I just love Valentines Day. It's a day that we can all get loads and loads of lovely CANDY. We get stuff from gum drops to mega crunch. I love candy, any kind really. The only kind I hate is the horrible peanut brittle, uck; or my Granny's favorite, licorice. Nasty junk, it makes me sick.
But back to the main idea I had. Valentines Day is a day of love, whether it's a day for you and your sweetie or for your friend and you. It's a day of brotherly love or...love love which is so gross; how do you married people take it? Valentines Day is a day for my friends and me to give each other Candy, which I never do, (my excuse now is I've been so busy with my newspaper article I just didn't have the time).
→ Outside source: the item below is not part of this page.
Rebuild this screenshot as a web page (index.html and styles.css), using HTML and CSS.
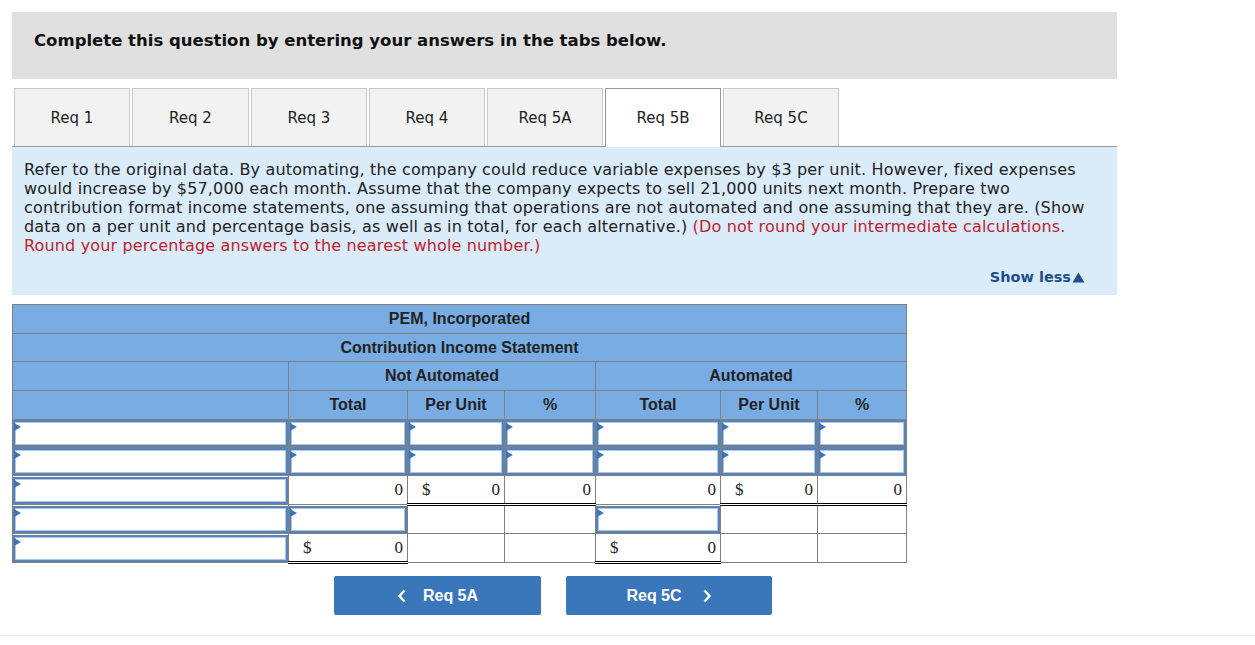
FILE: index.html
```html
<!DOCTYPE html>
<html>
<head>
<meta charset="utf-8">
<link rel="stylesheet" href="styles.css">
</head>
<body>
<div class="wrap">
  <div class="banner">Complete this question by entering your answers in the tabs below.</div>
  <div class="tabs">
    <div class="tab">Req 1</div>
    <div class="tab wide">Req 2</div>
    <div class="tab">Req 3</div>
    <div class="tab">Req 4</div>
    <div class="tab">Req 5A</div>
    <div class="tab active">Req 5B</div>
    <div class="tab">Req 5C</div>
  </div>
  <div class="prompt">
    <p class="ptext">Refer to the original data. By automating, the company could reduce variable expenses by $3 per unit. However, fixed expenses would increase by $57,000 each month. Assume that the company expects to sell 21,000 units next month. Prepare two contribution format income statements, one assuming that operations are not automated and one assuming that they are. (Show data on a per unit and percentage basis, as well as in total, for each alternative.) <span class="red">(Do not round your intermediate calculations.</span> <span class="red">Round your percentage answers to the nearest whole number.)</span></p>
    <div class="showless">Show less<svg class="tri" width="13" height="11" viewBox="0 0 13 11"><polygon points="6.5,0.5 12.5,10.5 0.5,10.5" fill="#1d4f8a"/></svg></div>
  </div>
  <table class="stmt">
    <colgroup>
      <col class="c0"><col class="c1"><col class="c2"><col class="c3"><col class="c4"><col class="c5"><col class="c6">
    </colgroup>
    <tr class="hr h1"><th colspan="7">PEM, Incorporated</th></tr>
    <tr class="hr h2"><th colspan="7">Contribution Income Statement</th></tr>
    <tr class="hr h3"><th></th><th colspan="3">Not Automated</th><th colspan="3">Automated</th></tr>
    <tr class="hr h4"><th></th><th>Total</th><th>Per Unit</th><th>%</th><th>Total</th><th>Per Unit</th><th>%</th></tr>
    <tr class="dr">
      <td class="inp"><div class="box"></div></td>
      <td class="inp"><div class="box"></div></td>
      <td class="inp"><div class="box"></div></td>
      <td class="inp"><div class="box"></div></td>
      <td class="inp"><div class="box"></div></td>
      <td class="inp"><div class="box"></div></td>
      <td class="inp"><div class="box"></div></td>
    </tr>
    <tr class="dr">
      <td class="inp"><div class="box"></div></td>
      <td class="inp"><div class="box"></div></td>
      <td class="inp"><div class="box"></div></td>
      <td class="inp"><div class="box"></div></td>
      <td class="inp"><div class="box"></div></td>
      <td class="inp"><div class="box"></div></td>
      <td class="inp"><div class="box"></div></td>
    </tr>
    <tr class="dr">
      <td class="inp"><div class="box"></div></td>
      <td class="num top"><div class="val"><span></span><span>0</span></div></td>
      <td class="num top dbl"><div class="val"><span class="dol">$</span><span>0</span></div></td>
      <td class="num top dbl"><div class="val"><span></span><span>0</span></div></td>
      <td class="num top"><div class="val"><span></span><span>0</span></div></td>
      <td class="num top dbl"><div class="val"><span class="dol">$</span><span>0</span></div></td>
      <td class="num top dbl"><div class="val"><span></span><span>0</span></div></td>
    </tr>
    <tr class="dr">
      <td class="inp"><div class="box"></div></td>
      <td class="inp"><div class="box"></div></td>
      <td class="plain"></td>
      <td class="plain"></td>
      <td class="inp"><div class="box"></div></td>
      <td class="plain"></td>
      <td class="plain"></td>
    </tr>
    <tr class="dr">
      <td class="inp"><div class="box"></div></td>
      <td class="num top dbl"><div class="val"><span class="dol">$</span><span>0</span></div></td>
      <td class="plain"></td>
      <td class="plain"></td>
      <td class="num top dbl"><div class="val"><span class="dol">$</span><span>0</span></div></td>
      <td class="plain"></td>
      <td class="plain"></td>
    </tr>
  </table>
  <div class="nav">
    <div class="btn"><svg class="chev" width="10" height="14" viewBox="0 0 10 14"><polyline points="7.5,1.5 2.5,7 7.5,12.5" fill="none" stroke="#fff" stroke-width="2.4"/></svg><span>Req 5A</span></div>
    <div class="btn next"><span>Req 5C</span><svg class="chev" width="10" height="14" viewBox="0 0 10 14"><polyline points="2.5,1.5 7.5,7 2.5,12.5" fill="none" stroke="#fff" stroke-width="2.4"/></svg></div>
  </div>
</div>
<div class="footline"></div>
</body>
</html>
```
FILE: styles.css
```css
html, body { margin: 0; padding: 0; background: #fff; }
body { font-family: "DejaVu Sans", Verdana, sans-serif; color: #222; }
.wrap { padding: 12px 0 0 12px; width: 1105px; }

.banner {
  background: #e0e0e0;
  height: 67px;
  box-sizing: border-box;
  padding: 19px 0 0 22px;
  font-weight: bold;
  font-size: 16.5px;
  color: #111;
}

.tabs {
  margin-top: 9px;
  display: flex;
  gap: 2px;
  padding-left: 2px;
  border-bottom: 1px solid #9a9a9a;
  height: 58px;
}
.tab {
  width: 116px;
  height: 58px;
  box-sizing: border-box;
  background: #f2f2f2;
  border: 1px solid #c8c8c8;
  border-bottom: none;
  display: flex;
  align-items: center;
  justify-content: center;
  font-size: 15px;
  color: #222;
}
.tab.wide { width: 117px; }
.tab.active {
  background: #fff;
  border-color: #9a9a9a;
  height: 59px;
  position: relative;
  z-index: 1;
}

.prompt {
  background: #daebf9;
  height: 148px;
  box-sizing: border-box;
  padding: 13px 12px 0 12px;
}
.ptext {
  margin: 0;
  font-size: 16px;
  letter-spacing: 0.16px;
  line-height: 19px;
  color: #222;
}
.red { color: #c0222c; }
.showless {
  display: flex;
  justify-content: flex-end;
  align-items: center;
  gap: 1px;
  margin-top: 14px;
  font-weight: bold;
  font-size: 14.5px;
  color: #1d4f8a;
  padding-right: 20px;
}
.tri { display: block; }

.stmt {
  margin-top: 9px;
  border-collapse: collapse;
  width: 894px;
  table-layout: fixed;
  font-family: "Liberation Sans", Arial, sans-serif;
  border: 1px solid #777;
}
.c0 { width: 276px; }
.c1 { width: 119px; }
.c2 { width: 97px; }
.c3 { width: 91px; }
.c4 { width: 125px; }
.c5 { width: 97px; }
.c6 { width: 89px; }

.hr th {
  background: #79ace3;
  border: 1px solid #808080;
  font-size: 16px;
  font-weight: bold;
  color: #222;
  padding: 0;
  text-align: center;
}
.h1 th { height: 28px; }
.h2 th { height: 27px; }
.h3 th { height: 28px; }
.h4 th { height: 28px; }

.dr td { height: 27px; padding: 0; border: 1px solid #808080; }
.box {
  height: 27px;
  box-sizing: border-box;
  border: 2px solid #5a82b3;
  box-shadow: inset 0 0 0 1px #a9c7ec;
  background: #fff;
  position: relative;
}
.box::before {
  content: "";
  position: absolute;
  left: -1px;
  top: 1px;
  border-left: 7px solid #3b74b9;
  border-top: 4px solid transparent;
  border-bottom: 4px solid transparent;
}
td.num {
  font-family: "Liberation Serif", "Times New Roman", serif;
  font-size: 17px;
  color: #222;
}
.dr td.top { border-top: 1px solid #000; }
.dr td.dbl { border-bottom: 3px double #000; }
.val {
  display: flex;
  justify-content: space-between;
  line-height: 20px;
  padding: 0 4px 0 14px;
}

.nav {
  margin-top: 12px;
  padding-left: 322px;
  display: flex;
  gap: 25px;
}
.btn {
  width: 207px;
  height: 39px;
  background: #3a76ba;
  border-radius: 2px;
  color: #fff;
  font-family: "Liberation Sans", Arial, sans-serif;
  font-weight: bold;
  font-size: 16px;
  display: flex;
  align-items: center;
  justify-content: center;
  gap: 16px;
}
.btn.next { width: 206px; gap: 20px; }
.chev { display: block; }

.footline {
  margin-top: 20px;
  border-top: 1px solid #ececec;
  height: 8px;
}
```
When it comes to Valentines men are like snails. Did you know that the slowest animal in the world is a snail, which moves about .03 miles per hour. Like the man the snail is very slow. Men, this valentines do some thing special. Consider yourself warned; according to the History Channel.com there are 28,527 jewelry stores in the United States . If jewelry is not your thing there are 3,523 candy stores or 22,022 florists. So now you have no excuse for not getting your sweetie a nice Valentine's gift. You can find something and you have plenty of time because even a snail could get it done in a week. Even if you don't get a gift you still have time to get a card. I am making cards and cookies for my school's skating party and my Sunday school class. I hope this warning will help all the men in our community (like my dad) remember this special day instead of getting angry at this little romantic.